Strategy 2: Dedicated Health Check Port on the Application

Another approach is to expose a dedicated health check port directly in the application you want to intercept. This method involves changes in the application code and can be set up as follows:

  1. Expose an Additional Port: Modify your service’s deployment to include an additional port that serves HTTP health checks. This port should be separate from the main service port. Minor code changes may be required to support the new health check port.
yaml
kind: Deployment
metadata:
  name: my-app
spec:
  template:
    spec:
    containers:
      - name: my-app
        image: my-app:latest
        ports:
          - containerPort: 8080
            name: http
          - containerPort: 8081
            name: healthz
  1. Update Service and NEG Configuration: Adjust the service and NEG configuration to recognize the new port specifically for health checks.
yaml
apiVersion: cloud.google.com/v1
kind: BackendConfig
metadata:
  name: my-backend-config
spec:
  healthCheck:
    type: HTTP
    port: 8081
    requestPath: /
---
# Service configuration as before

As long as you’re not using the replacement mode, Telepresence will not interfere with the health check port, and the NEG will continue to route traffic to the pod as long as the health check endpoint is healthy.

Benefits and Considerations

Both strategies ensure that the NEG’s requirements for health checks are met while providing flexibility in debugging and developing applications using Telepresence. However, each approach has its considerations:

  • Sidecar Approach: This method increases resource usage slightly due to the additional container but keeps the health check logic separate from the main application code.

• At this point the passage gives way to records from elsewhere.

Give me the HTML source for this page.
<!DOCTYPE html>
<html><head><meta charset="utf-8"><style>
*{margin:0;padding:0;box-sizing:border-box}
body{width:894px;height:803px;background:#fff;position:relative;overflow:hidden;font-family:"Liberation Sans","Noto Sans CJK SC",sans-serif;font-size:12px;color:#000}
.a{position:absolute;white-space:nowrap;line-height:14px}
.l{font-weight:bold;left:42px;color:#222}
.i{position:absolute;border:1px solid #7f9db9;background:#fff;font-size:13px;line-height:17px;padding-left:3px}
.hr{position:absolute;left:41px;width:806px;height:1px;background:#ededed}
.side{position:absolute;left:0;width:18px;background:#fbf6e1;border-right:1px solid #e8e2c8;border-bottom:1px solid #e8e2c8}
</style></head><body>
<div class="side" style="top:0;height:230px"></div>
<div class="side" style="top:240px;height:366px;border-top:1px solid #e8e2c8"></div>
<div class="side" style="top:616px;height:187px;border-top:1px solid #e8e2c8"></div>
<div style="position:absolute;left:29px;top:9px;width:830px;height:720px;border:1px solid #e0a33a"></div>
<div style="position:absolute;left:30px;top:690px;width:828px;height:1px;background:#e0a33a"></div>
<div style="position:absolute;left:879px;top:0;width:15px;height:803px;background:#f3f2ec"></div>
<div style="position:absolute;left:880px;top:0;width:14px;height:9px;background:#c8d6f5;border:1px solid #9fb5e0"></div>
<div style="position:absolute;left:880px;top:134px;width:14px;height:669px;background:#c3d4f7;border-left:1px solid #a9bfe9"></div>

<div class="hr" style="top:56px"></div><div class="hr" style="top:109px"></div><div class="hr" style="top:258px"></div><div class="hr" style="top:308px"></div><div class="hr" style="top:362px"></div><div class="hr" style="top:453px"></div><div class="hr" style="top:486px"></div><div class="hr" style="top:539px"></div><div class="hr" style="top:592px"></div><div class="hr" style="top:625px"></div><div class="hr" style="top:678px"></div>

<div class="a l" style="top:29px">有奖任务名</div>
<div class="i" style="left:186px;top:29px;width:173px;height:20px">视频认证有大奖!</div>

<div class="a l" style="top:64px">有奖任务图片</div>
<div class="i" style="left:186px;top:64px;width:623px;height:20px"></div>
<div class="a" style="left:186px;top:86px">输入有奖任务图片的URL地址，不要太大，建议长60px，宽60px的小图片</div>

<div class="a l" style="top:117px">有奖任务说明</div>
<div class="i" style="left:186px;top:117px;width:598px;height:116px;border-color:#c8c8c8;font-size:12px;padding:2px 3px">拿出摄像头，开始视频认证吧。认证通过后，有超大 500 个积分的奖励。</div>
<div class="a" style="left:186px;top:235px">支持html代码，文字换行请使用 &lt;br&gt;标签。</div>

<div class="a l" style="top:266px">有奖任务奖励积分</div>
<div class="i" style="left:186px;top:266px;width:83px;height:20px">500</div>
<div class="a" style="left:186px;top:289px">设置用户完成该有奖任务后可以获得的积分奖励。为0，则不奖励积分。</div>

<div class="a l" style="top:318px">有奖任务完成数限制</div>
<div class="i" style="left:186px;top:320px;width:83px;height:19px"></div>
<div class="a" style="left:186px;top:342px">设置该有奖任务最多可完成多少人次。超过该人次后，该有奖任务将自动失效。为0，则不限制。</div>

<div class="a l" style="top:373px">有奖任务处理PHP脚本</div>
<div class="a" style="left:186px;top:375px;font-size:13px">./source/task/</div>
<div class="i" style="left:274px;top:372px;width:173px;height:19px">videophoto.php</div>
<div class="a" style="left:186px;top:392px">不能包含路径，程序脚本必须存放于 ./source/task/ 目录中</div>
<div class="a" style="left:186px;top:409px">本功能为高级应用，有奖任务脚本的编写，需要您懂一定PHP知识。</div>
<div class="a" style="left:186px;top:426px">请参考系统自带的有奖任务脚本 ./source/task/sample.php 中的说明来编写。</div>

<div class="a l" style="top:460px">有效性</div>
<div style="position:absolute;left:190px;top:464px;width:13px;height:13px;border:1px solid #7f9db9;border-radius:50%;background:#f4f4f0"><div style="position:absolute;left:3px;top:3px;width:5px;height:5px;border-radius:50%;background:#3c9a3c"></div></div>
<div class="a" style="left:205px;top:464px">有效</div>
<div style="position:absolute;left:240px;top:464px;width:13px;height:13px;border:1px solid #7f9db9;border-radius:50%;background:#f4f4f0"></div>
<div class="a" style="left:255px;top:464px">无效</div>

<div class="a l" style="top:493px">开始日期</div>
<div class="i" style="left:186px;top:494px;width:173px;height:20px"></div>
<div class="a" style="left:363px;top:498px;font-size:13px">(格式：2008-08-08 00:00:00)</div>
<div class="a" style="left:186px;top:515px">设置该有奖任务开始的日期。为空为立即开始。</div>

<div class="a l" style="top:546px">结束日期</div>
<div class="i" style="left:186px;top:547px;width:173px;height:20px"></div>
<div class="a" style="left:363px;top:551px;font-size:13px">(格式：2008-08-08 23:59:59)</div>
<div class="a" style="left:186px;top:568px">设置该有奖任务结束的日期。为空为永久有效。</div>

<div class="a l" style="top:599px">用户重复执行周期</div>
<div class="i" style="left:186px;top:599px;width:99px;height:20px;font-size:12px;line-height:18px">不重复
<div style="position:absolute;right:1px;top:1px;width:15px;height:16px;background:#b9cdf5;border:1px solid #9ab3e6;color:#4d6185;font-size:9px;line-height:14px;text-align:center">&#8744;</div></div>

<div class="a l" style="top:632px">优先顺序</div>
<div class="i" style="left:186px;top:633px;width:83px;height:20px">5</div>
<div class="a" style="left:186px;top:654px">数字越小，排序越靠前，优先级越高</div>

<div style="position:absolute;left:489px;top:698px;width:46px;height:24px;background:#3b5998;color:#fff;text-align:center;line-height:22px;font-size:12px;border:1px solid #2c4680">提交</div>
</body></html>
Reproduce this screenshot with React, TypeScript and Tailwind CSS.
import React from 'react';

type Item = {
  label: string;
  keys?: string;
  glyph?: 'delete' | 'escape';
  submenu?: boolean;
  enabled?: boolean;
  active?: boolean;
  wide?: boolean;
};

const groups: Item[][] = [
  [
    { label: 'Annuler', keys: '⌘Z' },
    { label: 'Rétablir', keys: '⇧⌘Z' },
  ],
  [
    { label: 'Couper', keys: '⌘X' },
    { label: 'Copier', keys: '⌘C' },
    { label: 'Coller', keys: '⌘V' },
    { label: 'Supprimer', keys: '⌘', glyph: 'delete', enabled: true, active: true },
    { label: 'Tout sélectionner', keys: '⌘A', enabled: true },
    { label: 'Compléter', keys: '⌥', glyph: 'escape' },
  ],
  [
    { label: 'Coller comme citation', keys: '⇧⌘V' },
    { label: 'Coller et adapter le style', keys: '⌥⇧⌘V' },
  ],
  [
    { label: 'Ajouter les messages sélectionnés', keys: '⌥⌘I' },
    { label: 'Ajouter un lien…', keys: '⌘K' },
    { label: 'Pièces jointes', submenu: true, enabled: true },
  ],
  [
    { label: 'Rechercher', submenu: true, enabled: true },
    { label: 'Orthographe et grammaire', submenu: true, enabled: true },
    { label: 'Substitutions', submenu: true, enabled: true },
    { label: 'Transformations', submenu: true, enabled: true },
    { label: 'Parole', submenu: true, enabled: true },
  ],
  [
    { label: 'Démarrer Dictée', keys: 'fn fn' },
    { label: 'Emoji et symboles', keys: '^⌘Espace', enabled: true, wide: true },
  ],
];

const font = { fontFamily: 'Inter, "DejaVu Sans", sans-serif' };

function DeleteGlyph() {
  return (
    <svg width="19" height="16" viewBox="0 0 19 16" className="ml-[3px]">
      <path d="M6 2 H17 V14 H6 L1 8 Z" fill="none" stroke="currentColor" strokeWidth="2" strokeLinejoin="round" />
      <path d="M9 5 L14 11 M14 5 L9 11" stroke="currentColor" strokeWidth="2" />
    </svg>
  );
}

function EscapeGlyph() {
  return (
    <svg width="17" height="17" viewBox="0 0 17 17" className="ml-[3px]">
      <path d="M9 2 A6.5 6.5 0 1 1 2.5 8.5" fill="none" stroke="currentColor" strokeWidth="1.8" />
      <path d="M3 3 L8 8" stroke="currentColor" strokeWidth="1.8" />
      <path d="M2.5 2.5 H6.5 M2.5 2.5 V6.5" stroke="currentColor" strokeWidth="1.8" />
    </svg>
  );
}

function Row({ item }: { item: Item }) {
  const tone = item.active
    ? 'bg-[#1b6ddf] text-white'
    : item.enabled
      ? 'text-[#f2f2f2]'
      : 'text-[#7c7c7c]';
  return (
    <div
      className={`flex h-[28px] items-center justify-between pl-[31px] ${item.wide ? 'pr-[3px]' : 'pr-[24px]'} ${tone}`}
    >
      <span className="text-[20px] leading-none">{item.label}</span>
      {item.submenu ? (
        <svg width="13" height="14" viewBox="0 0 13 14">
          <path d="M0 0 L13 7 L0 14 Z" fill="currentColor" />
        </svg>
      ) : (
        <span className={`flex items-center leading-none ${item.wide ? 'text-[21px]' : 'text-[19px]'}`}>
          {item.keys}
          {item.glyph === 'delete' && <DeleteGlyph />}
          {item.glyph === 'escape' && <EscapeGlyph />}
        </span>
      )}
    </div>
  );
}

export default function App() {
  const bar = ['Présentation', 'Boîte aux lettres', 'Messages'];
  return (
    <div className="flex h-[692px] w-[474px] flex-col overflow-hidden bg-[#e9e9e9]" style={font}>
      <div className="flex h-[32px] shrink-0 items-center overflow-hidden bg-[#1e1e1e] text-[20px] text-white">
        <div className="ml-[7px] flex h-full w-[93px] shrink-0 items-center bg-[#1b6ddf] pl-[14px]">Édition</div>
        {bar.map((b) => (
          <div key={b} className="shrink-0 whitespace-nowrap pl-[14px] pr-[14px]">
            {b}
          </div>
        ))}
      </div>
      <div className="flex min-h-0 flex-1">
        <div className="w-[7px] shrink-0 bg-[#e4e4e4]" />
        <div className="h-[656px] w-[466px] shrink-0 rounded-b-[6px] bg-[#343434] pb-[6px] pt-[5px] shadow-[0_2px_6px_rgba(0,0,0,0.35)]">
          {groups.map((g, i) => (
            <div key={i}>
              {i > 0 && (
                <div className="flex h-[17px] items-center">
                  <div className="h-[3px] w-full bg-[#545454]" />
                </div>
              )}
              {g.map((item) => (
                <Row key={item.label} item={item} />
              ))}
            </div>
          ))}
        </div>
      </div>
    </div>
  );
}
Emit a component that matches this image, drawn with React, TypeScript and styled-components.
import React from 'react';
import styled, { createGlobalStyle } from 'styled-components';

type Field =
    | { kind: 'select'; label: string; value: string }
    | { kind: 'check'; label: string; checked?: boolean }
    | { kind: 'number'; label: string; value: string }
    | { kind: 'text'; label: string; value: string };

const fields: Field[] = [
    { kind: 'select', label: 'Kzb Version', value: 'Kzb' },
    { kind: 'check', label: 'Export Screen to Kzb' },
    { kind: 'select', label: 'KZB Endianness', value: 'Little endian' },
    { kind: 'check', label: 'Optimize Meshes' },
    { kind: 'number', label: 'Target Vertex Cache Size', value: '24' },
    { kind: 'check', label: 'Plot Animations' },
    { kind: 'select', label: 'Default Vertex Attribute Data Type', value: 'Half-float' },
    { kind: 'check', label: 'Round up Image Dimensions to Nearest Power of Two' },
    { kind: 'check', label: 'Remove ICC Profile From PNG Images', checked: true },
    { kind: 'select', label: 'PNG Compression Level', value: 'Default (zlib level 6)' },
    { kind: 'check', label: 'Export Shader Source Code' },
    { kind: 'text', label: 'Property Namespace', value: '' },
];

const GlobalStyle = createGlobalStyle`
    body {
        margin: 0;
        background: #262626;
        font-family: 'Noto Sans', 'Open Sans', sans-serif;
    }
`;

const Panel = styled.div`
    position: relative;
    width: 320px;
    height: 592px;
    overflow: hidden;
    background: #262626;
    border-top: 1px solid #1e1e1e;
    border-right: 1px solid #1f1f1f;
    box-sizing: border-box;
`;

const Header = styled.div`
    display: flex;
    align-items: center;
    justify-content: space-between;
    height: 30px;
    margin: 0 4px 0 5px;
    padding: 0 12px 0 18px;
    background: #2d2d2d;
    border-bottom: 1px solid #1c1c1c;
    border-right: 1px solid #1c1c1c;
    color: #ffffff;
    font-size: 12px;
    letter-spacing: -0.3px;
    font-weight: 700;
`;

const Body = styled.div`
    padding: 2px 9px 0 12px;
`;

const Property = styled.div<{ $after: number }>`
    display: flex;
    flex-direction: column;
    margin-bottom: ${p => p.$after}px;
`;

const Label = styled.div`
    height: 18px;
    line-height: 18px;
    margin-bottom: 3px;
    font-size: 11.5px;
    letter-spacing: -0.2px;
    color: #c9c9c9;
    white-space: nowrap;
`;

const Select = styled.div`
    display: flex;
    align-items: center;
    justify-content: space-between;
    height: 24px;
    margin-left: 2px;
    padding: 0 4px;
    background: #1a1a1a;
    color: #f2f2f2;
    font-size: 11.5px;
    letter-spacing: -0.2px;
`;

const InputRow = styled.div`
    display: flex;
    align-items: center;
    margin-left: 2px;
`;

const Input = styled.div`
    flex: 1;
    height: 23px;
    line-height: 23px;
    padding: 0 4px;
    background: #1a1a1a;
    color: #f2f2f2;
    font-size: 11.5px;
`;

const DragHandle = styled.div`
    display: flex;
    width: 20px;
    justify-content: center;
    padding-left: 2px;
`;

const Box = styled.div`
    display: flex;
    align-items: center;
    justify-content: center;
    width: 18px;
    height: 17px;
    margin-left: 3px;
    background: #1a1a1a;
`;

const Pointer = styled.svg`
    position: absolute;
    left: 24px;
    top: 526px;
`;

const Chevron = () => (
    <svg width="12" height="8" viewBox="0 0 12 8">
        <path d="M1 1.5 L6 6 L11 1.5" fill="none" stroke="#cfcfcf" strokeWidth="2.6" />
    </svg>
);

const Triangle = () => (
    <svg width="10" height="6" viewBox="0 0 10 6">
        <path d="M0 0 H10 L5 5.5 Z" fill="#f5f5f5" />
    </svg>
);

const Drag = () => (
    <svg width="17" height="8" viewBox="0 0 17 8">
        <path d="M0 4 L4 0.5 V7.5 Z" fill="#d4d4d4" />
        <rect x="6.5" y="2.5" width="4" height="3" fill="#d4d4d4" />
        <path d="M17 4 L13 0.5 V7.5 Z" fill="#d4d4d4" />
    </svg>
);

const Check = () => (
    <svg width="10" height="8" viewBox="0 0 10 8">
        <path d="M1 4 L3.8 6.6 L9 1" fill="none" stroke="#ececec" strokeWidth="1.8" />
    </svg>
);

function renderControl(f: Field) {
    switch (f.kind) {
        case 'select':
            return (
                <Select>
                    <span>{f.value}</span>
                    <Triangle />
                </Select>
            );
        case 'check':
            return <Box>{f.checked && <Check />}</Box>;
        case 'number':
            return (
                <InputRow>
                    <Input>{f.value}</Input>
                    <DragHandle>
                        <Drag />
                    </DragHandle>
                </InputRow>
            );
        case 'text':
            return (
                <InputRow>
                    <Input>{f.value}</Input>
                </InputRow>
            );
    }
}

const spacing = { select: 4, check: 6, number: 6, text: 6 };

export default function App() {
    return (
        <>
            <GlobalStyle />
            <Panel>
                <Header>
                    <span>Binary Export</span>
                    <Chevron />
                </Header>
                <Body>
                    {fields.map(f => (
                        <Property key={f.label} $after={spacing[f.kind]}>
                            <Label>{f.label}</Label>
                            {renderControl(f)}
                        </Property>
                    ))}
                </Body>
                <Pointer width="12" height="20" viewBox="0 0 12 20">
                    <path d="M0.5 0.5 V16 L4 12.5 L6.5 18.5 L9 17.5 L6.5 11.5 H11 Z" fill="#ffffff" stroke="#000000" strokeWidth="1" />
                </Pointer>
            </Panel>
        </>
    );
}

  • Dedicated Port Approach: This method is simpler on the manifest side, avoids the additional resources required by an extra sidecar, but it requires modifications to the application code to support an additional HTTP server for health checks.

Conclusion

Now, we can utilize a custom, stable subdomain for our preview Discord activity in the Discord’s URL Mapping setting and intercept traffic at any time without any manual reconfiguration on the Discord side.